In 2015, Dustman completed a natural science illustration program at Rhode Island School of Design. Not long after, she was commissioned to paint the Turtles of Rhode Island for the Roger Williams Park Zoo, further developing them into a poster used for conservation education. She continued on to create the Turtles of Rhode Island postcard series, which can be found in numerous locations around Providence such as the Audubon Society, Rhody Craft, Craftland, and online.
With the poster and postcard series, Dustman found herself well-versed and inspired by print media and in the spring of 2016, she established E-Squared Magazine – a quarterly, print publication fusing her affinity for art and science. With the release of Issue #1 in late fall of 2016, Dustman set out to present new and ground-breaking ideas developed by artists, scientists, engineers, and the like. By blending art and science, she intended to generate questions, creative thought, experimentation, collaboration, and innovation with the hope of sparking real social and cultural change. Issue #1 was well-received with critical acclaim. “I’m proud to be a part of this art/sci magazine [that is] very meticulously put together,” said Issue #1 featured neuroscientist and artist, Greg A. Dunn. Jen Long of Issue #1 commented “E-Squared has produced a work on art that is a work of art in itself. It’s a feast for the eyes and the mind, and every detail including the way it feels and it’s freshly printed smell is thoughtful and inviting.”

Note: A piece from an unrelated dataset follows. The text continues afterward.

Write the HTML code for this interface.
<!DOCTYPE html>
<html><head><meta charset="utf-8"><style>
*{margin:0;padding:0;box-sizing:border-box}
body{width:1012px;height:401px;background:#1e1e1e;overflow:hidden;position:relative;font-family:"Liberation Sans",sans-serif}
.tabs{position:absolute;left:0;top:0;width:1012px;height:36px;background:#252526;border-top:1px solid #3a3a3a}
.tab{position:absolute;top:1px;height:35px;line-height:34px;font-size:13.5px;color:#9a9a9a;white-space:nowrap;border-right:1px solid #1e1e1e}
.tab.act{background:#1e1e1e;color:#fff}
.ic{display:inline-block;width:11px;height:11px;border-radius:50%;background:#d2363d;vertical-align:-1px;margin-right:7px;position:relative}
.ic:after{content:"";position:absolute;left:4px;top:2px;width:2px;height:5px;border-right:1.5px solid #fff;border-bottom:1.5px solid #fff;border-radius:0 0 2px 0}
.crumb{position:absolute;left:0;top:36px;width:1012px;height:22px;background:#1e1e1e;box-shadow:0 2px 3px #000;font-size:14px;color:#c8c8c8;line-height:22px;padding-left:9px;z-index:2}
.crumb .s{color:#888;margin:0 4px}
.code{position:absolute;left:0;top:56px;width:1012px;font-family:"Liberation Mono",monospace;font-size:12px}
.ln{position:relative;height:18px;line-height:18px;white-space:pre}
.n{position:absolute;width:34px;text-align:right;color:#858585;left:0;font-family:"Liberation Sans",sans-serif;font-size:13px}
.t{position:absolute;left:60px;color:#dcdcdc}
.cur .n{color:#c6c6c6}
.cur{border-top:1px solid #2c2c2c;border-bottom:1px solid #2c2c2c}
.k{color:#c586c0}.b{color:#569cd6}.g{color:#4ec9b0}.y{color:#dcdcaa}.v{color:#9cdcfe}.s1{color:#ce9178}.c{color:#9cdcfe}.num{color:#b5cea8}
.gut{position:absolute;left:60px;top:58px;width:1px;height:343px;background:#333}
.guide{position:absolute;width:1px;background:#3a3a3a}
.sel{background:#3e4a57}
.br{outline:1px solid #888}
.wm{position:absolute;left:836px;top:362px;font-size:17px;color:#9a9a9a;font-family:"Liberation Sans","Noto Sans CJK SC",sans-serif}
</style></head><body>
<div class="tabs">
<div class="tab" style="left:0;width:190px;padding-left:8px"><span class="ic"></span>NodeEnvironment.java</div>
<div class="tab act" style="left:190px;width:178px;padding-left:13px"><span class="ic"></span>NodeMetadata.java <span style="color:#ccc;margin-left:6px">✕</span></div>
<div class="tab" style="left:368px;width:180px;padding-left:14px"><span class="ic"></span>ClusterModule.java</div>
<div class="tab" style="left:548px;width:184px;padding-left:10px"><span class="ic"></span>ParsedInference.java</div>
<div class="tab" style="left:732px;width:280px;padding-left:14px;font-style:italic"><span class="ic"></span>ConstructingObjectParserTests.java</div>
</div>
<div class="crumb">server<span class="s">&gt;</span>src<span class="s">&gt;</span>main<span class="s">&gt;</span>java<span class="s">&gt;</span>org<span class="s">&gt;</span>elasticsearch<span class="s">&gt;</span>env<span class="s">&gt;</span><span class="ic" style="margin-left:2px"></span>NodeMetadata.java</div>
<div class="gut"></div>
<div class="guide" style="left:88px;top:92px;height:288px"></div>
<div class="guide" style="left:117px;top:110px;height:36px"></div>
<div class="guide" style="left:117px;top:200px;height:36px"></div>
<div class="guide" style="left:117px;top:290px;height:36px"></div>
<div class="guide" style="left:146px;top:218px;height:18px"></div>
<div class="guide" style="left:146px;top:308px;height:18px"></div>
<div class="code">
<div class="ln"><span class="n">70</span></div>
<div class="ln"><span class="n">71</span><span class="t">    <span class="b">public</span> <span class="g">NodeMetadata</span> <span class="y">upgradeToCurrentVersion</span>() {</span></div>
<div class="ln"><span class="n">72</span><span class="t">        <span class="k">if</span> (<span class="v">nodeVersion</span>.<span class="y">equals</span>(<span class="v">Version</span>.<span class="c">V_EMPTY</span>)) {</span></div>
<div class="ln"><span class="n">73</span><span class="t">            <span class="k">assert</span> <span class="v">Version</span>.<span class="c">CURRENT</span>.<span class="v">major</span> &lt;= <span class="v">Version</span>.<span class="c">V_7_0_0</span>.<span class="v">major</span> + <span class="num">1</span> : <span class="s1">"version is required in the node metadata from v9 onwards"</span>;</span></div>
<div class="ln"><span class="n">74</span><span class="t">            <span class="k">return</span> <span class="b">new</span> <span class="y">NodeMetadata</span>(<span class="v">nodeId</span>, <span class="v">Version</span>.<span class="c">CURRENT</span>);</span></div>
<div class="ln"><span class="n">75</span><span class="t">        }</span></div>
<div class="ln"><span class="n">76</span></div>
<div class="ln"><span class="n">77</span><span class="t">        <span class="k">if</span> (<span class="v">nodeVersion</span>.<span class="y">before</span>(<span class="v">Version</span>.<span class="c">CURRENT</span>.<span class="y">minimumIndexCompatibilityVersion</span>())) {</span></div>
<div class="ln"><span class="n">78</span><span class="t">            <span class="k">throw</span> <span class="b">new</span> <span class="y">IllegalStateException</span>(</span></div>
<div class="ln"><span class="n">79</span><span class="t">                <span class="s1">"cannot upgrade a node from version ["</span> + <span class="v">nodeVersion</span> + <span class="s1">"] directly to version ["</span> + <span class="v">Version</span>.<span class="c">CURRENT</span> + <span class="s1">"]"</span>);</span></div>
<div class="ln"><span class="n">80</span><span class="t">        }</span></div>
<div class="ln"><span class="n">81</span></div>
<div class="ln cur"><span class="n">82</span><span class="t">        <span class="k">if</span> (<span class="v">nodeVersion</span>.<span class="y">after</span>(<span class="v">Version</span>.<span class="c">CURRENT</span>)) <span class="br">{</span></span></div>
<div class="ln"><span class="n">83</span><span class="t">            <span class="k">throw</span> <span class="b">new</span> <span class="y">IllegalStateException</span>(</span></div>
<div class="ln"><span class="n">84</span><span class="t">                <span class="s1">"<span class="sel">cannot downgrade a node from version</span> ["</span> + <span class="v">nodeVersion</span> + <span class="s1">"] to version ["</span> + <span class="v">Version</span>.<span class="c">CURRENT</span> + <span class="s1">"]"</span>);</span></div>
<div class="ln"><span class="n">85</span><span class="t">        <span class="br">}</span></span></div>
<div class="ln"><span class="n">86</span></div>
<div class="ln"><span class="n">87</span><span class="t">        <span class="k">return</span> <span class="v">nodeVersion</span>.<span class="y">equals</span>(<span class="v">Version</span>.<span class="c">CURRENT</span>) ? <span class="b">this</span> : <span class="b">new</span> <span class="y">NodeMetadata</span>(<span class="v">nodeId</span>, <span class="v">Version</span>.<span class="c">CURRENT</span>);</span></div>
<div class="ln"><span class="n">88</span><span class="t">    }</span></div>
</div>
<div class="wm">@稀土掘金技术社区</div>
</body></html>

Dustman is currently piecing together work for issues 2 and 3 – a long and arduous process that involves a great amount of research, communication, networking, promotion, as well as the “meticulously” refined details involved in creating the publication – compiling relevant and up to date information, writing bios, layout, and so on. E-Squared is the flagship production of an eventual, wider distribution concerning the relevance of art and science and their placement in humanity’s tools of necessity. Dustman aspires to witness a more developed, interactive, and effective project with E-Squared that is geared towards young readers (proceeds funding a scholarship) as well as create workshops for engaging and connecting artists and scientists or to simply inspire youth to pursue creative and technical careers.
While Dustman’s stay in Rhode Island has been relatively short (3 years), she has managed to establish herself as a true innovator of the social condition already having coordinated and established several art/science workshops, her own art career (scientific illustration and installation), a magazine, and two books in progress concerning social sciences (educational establishments and development and America’s ongoing/persistent, psychological struggle).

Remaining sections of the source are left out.